--- start of INPUT DATA ---

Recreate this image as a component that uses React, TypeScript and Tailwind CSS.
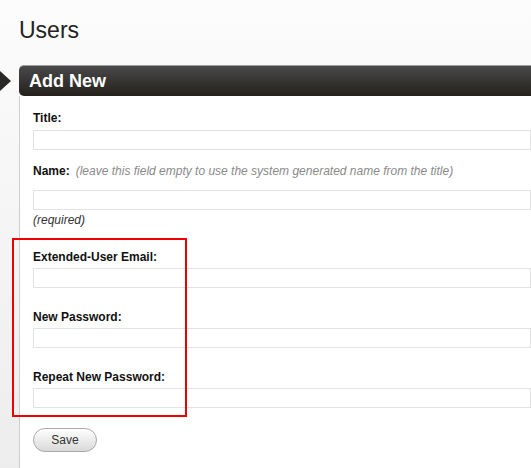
export default function App() {
    const fieldLabel = 'block h-[14px] text-[12px] leading-[14px] font-bold text-[#111]';
    const fieldInput = 'block w-full h-[20px] border border-[#e2e2e2] bg-white outline-none';

    return (
        <div
            className="relative flex h-[468px] w-[531px] flex-col overflow-hidden bg-gradient-to-b from-[#fcfcfc] to-[#ededed]"
            style={{ fontFamily: '"Liberation Sans", Arial, sans-serif' }}
        >
            {/* Page title */}
            <h1 className="mt-[17px] pl-[19px] text-[23px] leading-[26px] font-normal text-[#222]">Users</h1>

            {/* Pointer arrow */}
            <div className="absolute left-0 top-[71px] h-0 w-0 border-y-[10px] border-l-[11px] border-y-transparent border-l-[#2a2826]" />

            {/* Panel */}
            <div className="ml-[19px] mt-[22px] flex flex-1 flex-col">
                <div className="h-[31px] rounded-l-[5px] border-t border-[#9c9c9c] bg-gradient-to-b from-[#4a4a4a] to-[#24211d] pl-[10px] text-[18px] leading-[30px] font-bold text-white">
                    Add New
                </div>

                <div className="flex-1 border-l border-[#cfcfcf] bg-white pl-[13px] pt-[15px]">
                    <label className={fieldLabel}>Title:</label>
                    <input className={`${fieldInput} mt-[5px]`} />

                    <label className={`${fieldLabel} mt-[14px]`}>
                        Name:
                        <span className="ml-[6px] font-normal italic text-[#8a8a8a]">
                            (leave this field empty to use the system generated name from the title)
                        </span>
                    </label>
                    <input className={`${fieldInput} mt-[12px]`} />
                    <div className="mt-[3px] h-[14px] text-[12px] leading-[14px] italic text-[#333]">(required)</div>

                    <label className={`${fieldLabel} mt-[23px]`}>Extended-User Email:</label>
                    <input className={`${fieldInput} mt-[4px]`} />

                    <label className={`${fieldLabel} mt-[22px]`}>New Password:</label>
                    <input type="password" className={`${fieldInput} mt-[4px]`} />

                    <label className={`${fieldLabel} mt-[22px]`}>Repeat New Password:</label>
                    <input type="password" className={`${fieldInput} mt-[4px]`} />

                    <button className="mt-[20px] h-[24px] w-[64px] rounded-full border border-[#a9a9a9] bg-gradient-to-b from-white to-[#d9d9d9] text-[12px] leading-[22px] text-[#333]">
                        Save
                    </button>
                </div>
            </div>

            {/* Highlight annotation */}
            <div className="absolute left-[12px] top-[238px] h-[179px] w-[175px] border-2 border-[#ee0000]" />
        </div>
    );
}
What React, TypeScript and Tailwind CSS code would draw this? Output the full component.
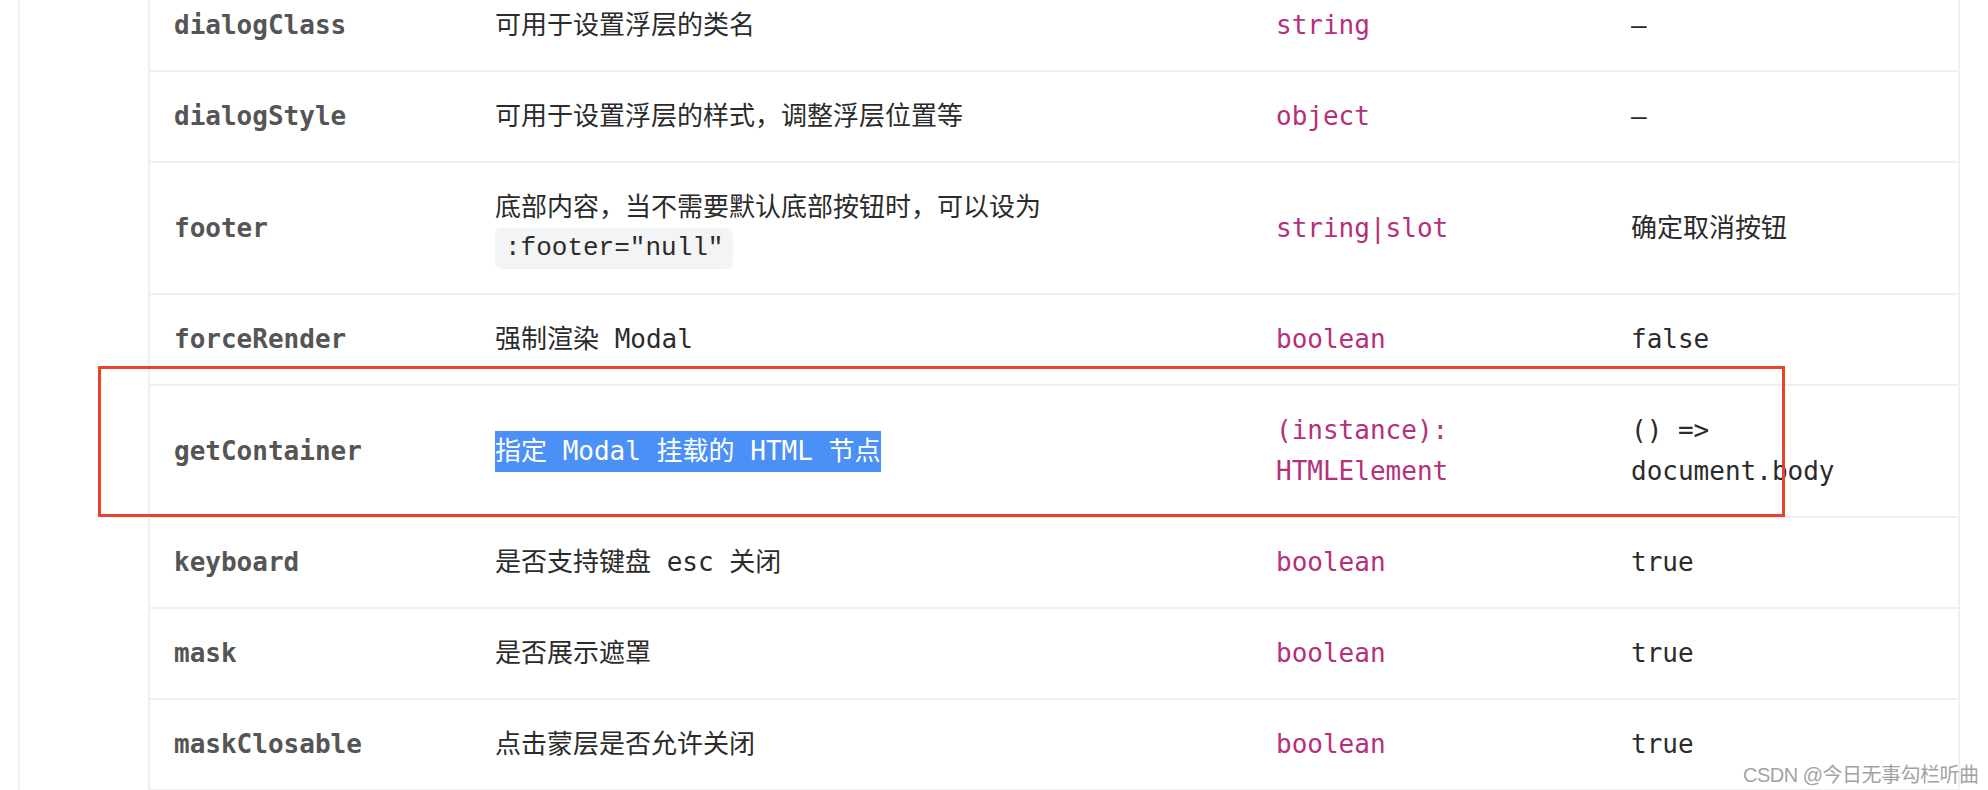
type Row = {
  name: string
  desc: React.ReactNode
  type: React.ReactNode
  def: React.ReactNode
}

const mono = "font-['DejaVu_Sans_Mono','Noto_Sans_CJK_SC',monospace]"

const rows: Row[] = [
  { name: 'dialogClass', desc: '可用于设置浮层的类名', type: 'string', def: '–' },
  { name: 'dialogStyle', desc: '可用于设置浮层的样式，调整浮层位置等', type: 'object', def: '–' },
  {
    name: 'footer',
    desc: (
      <>
        底部内容，当不需要默认底部按钮时，可以设为{' '}
        <code className="inline-block rounded-[6px] bg-[#f3f4f5] px-[10px] align-top leading-[41px]">
          :footer="null"
        </code>
      </>
    ),
    type: 'string|slot',
    def: '确定取消按钮',
  },
  { name: 'forceRender', desc: '强制渲染 Modal', type: 'boolean', def: 'false' },
  {
    name: 'getContainer',
    desc: (
      <span className="inline-block bg-[#4a90f6] text-white">指定 Modal 挂载的 HTML 节点</span>
    ),
    type: '(instance): HTMLElement',
    def: '() => document.body',
  },
  { name: 'keyboard', desc: '是否支持键盘 esc 关闭', type: 'boolean', def: 'true' },
  { name: 'mask', desc: '是否展示遮罩', type: 'boolean', def: 'true' },
  { name: 'maskClosable', desc: '点击蒙层是否允许关闭', type: 'boolean', def: 'true' },
]

export default function App() {
  return (
    <div className={`relative h-[790px] w-[1988px] overflow-hidden bg-white ${mono} text-[26px] leading-[41px]`}>
      <div className="ml-[18px] flex h-full border-l-2 border-[#f2f2f2] pl-[128px]">
        <div className="-mt-[19px] w-[1812px] border-x-2 border-[#f0f0f0]">
          {rows.map((r) => (
            <div
              key={r.name}
              className="grid grid-cols-[321px_781px_355px_351px] items-center border-b-2 border-[#f0f0f0]"
            >
              <div className="px-[24px] py-[24px] font-bold text-[#555555]">{r.name}</div>
              <div className="px-[24px] py-[24px] text-[#2b2b2b]">{r.desc}</div>
              <div className="px-[24px] py-[24px] text-[#b5307a]">{r.type}</div>
              <div className="py-[24px] pl-[24px] pr-[60px] text-[#2b2b2b]">{r.def}</div>
            </div>
          ))}
        </div>
      </div>

      {/* annotation box */}
      <div className="pointer-events-none absolute left-[98px] top-[366px] h-[151px] w-[1687px] border-[3px] border-[#e8412c]" />

      {/* watermark */}
      <div className="absolute left-[1743px] top-[760px] whitespace-nowrap font-['Liberation_Sans','Noto_Sans_CJK_SC',sans-serif] text-[20px] leading-[30px] tracking-[-0.5px] text-[#a3a3a3]">
        CSDN @今日无事勾栏听曲
      </div>
    </div>
  )
}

--- end of INPUT DATA ---

__THE PROBLEM__
Your task is to transcribe all of the records precisely, with no images included.

__COMPLETED TASK__
Recreate this image as a component that uses React, TypeScript and Tailwind CSS.
export default function App() {
    const fieldLabel = 'block h-[14px] text-[12px] leading-[14px] font-bold text-[#111]';
    const fieldInput = 'block w-full h-[20px] border border-[#e2e2e2] bg-white outline-none';

    return (
        <div
            className="relative flex h-[468px] w-[531px] flex-col overflow-hidden bg-gradient-to-b from-[#fcfcfc] to-[#ededed]"
            style={{ fontFamily: '"Liberation Sans", Arial, sans-serif' }}
        >
            {/* Page title */}
            <h1 className="mt-[17px] pl-[19px] text-[23px] leading-[26px] font-normal text-[#222]">Users</h1>

            {/* Pointer arrow */}
            <div className="absolute left-0 top-[71px] h-0 w-0 border-y-[10px] border-l-[11px] border-y-transparent border-l-[#2a2826]" />

            {/* Panel */}
            <div className="ml-[19px] mt-[22px] flex flex-1 flex-col">
                <div className="h-[31px] rounded-l-[5px] border-t border-[#9c9c9c] bg-gradient-to-b from-[#4a4a4a] to-[#24211d] pl-[10px] text-[18px] leading-[30px] font-bold text-white">
                    Add New
                </div>

                <div className="flex-1 border-l border-[#cfcfcf] bg-white pl-[13px] pt-[15px]">
                    <label className={fieldLabel}>Title:</label>
                    <input className={`${fieldInput} mt-[5px]`} />

                    <label className={`${fieldLabel} mt-[14px]`}>
                        Name:
                        <span className="ml-[6px] font-normal italic text-[#8a8a8a]">
                            (leave this field empty to use the system generated name from the title)
                        </span>
                    </label>
                    <input className={`${fieldInput} mt-[12px]`} />
                    <div className="mt-[3px] h-[14px] text-[12px] leading-[14px] italic text-[#333]">(required)</div>

                    <label className={`${fieldLabel} mt-[23px]`}>Extended-User Email:</label>
                    <input className={`${fieldInput} mt-[4px]`} />

                    <label className={`${fieldLabel} mt-[22px]`}>New Password:</label>
                    <input type="password" className={`${fieldInput} mt-[4px]`} />

                    <label className={`${fieldLabel} mt-[22px]`}>Repeat New Password:</label>
                    <input type="password" className={`${fieldInput} mt-[4px]`} />

                    <button className="mt-[20px] h-[24px] w-[64px] rounded-full border border-[#a9a9a9] bg-gradient-to-b from-white to-[#d9d9d9] text-[12px] leading-[22px] text-[#333]">
                        Save
                    </button>
                </div>
            </div>

            {/* Highlight annotation */}
            <div className="absolute left-[12px] top-[238px] h-[179px] w-[175px] border-2 border-[#ee0000]" />
        </div>
    );
}
What React, TypeScript and Tailwind CSS code would draw this? Output the full component.
type Row = {
  name: string
  desc: React.ReactNode
  type: React.ReactNode
  def: React.ReactNode
}

const mono = "font-['DejaVu_Sans_Mono','Noto_Sans_CJK_SC',monospace]"

const rows: Row[] = [
  { name: 'dialogClass', desc: '可用于设置浮层的类名', type: 'string', def: '–' },
  { name: 'dialogStyle', desc: '可用于设置浮层的样式，调整浮层位置等', type: 'object', def: '–' },
  {
    name: 'footer',
    desc: (
      <>
        底部内容，当不需要默认底部按钮时，可以设为{' '}
        <code className="inline-block rounded-[6px] bg-[#f3f4f5] px-[10px] align-top leading-[41px]">
          :footer="null"
        </code>
      </>
    ),
    type: 'string|slot',
    def: '确定取消按钮',
  },
  { name: 'forceRender', desc: '强制渲染 Modal', type: 'boolean', def: 'false' },
  {
    name: 'getContainer',
    desc: (
      <span className="inline-block bg-[#4a90f6] text-white">指定 Modal 挂载的 HTML 节点</span>
    ),
    type: '(instance): HTMLElement',
    def: '() => document.body',
  },
  { name: 'keyboard', desc: '是否支持键盘 esc 关闭', type: 'boolean', def: 'true' },
  { name: 'mask', desc: '是否展示遮罩', type: 'boolean', def: 'true' },
  { name: 'maskClosable', desc: '点击蒙层是否允许关闭', type: 'boolean', def: 'true' },
]

export default function App() {
  return (
    <div className={`relative h-[790px] w-[1988px] overflow-hidden bg-white ${mono} text-[26px] leading-[41px]`}>
      <div className="ml-[18px] flex h-full border-l-2 border-[#f2f2f2] pl-[128px]">
        <div className="-mt-[19px] w-[1812px] border-x-2 border-[#f0f0f0]">
          {rows.map((r) => (
            <div
              key={r.name}
              className="grid grid-cols-[321px_781px_355px_351px] items-center border-b-2 border-[#f0f0f0]"
            >
              <div className="px-[24px] py-[24px] font-bold text-[#555555]">{r.name}</div>
              <div className="px-[24px] py-[24px] text-[#2b2b2b]">{r.desc}</div>
              <div className="px-[24px] py-[24px] text-[#b5307a]">{r.type}</div>
              <div className="py-[24px] pl-[24px] pr-[60px] text-[#2b2b2b]">{r.def}</div>
            </div>
          ))}
        </div>
      </div>

      {/* annotation box */}
      <div className="pointer-events-none absolute left-[98px] top-[366px] h-[151px] w-[1687px] border-[3px] border-[#e8412c]" />

      {/* watermark */}
      <div className="absolute left-[1743px] top-[760px] whitespace-nowrap font-['Liberation_Sans','Noto_Sans_CJK_SC',sans-serif] text-[20px] leading-[30px] tracking-[-0.5px] text-[#a3a3a3]">
        CSDN @今日无事勾栏听曲
      </div>
    </div>
  )
}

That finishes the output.